Perhaps one of the most interesting aspects of the curriculum is that it offers perspectives from disciplines – arts, humanities and journalism – that often come under fire during the rise of authoritarianism. However, it does not victimise these fields, or label them as easy targets. Instead, it highlights their strength, power and resilience. As Shapiro points out: “The reality is that, at its best, journalism is a democratising force, and the bad guys know it.”
Barack Obama once claimed: “The arts and humanities aren’t just there to be consumed when we have a free moment. We need them like medicine.” In the current state of affairs, this certainly rings true. Shapiro insists that attacks on the press – the watchdogs of society – cannot simply be treated as “collateral damage to the rise of authoritarians. I think they are actually central”. Ohlmeyer remarks, in a similar vein, that arts and humanities often “make audible what later becomes visible”.

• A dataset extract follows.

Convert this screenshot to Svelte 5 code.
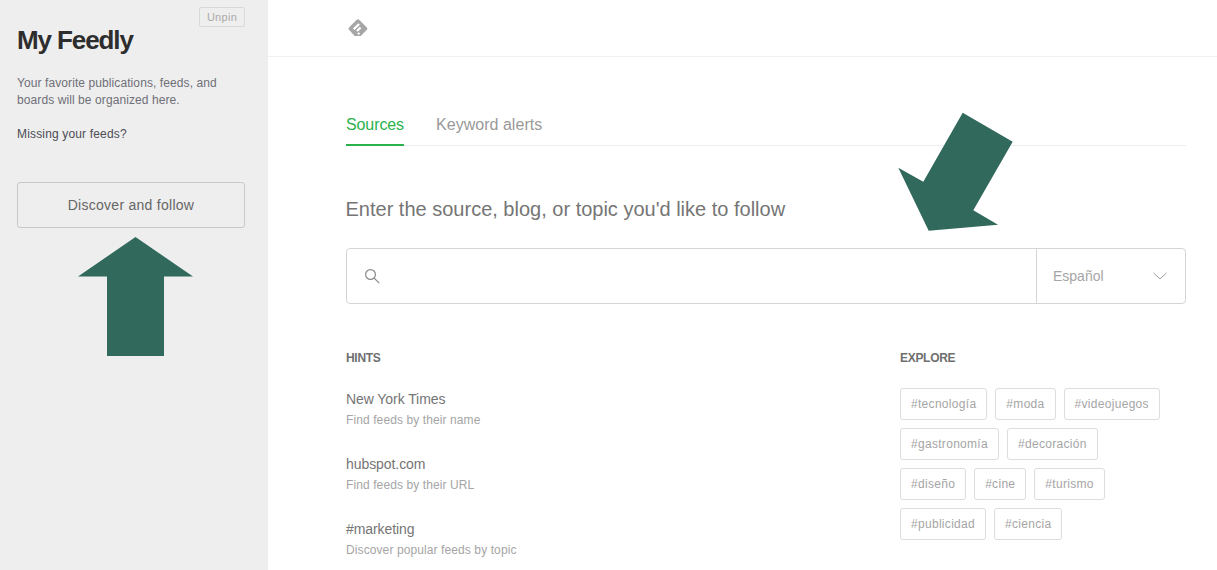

While nobody can be certain of the state of democracy in the wake of the coronavirus, Ohlmeyer says she hopes democracy will emerge “intact and strengthened, even” from current uncertainty. The new curriculum, she says, is a stepping stone.
She says that the project “shouldn’t just be for academics…we’d like it to go to the widest possible audiences.” She tells me of the growing necessity to “take these conversations beyond the walls of Trinity and beyond the walls of academia”.
Because after all, nobody is immune to the threat that authoritarianism poses, and the exacerbation that coronavirus may cause.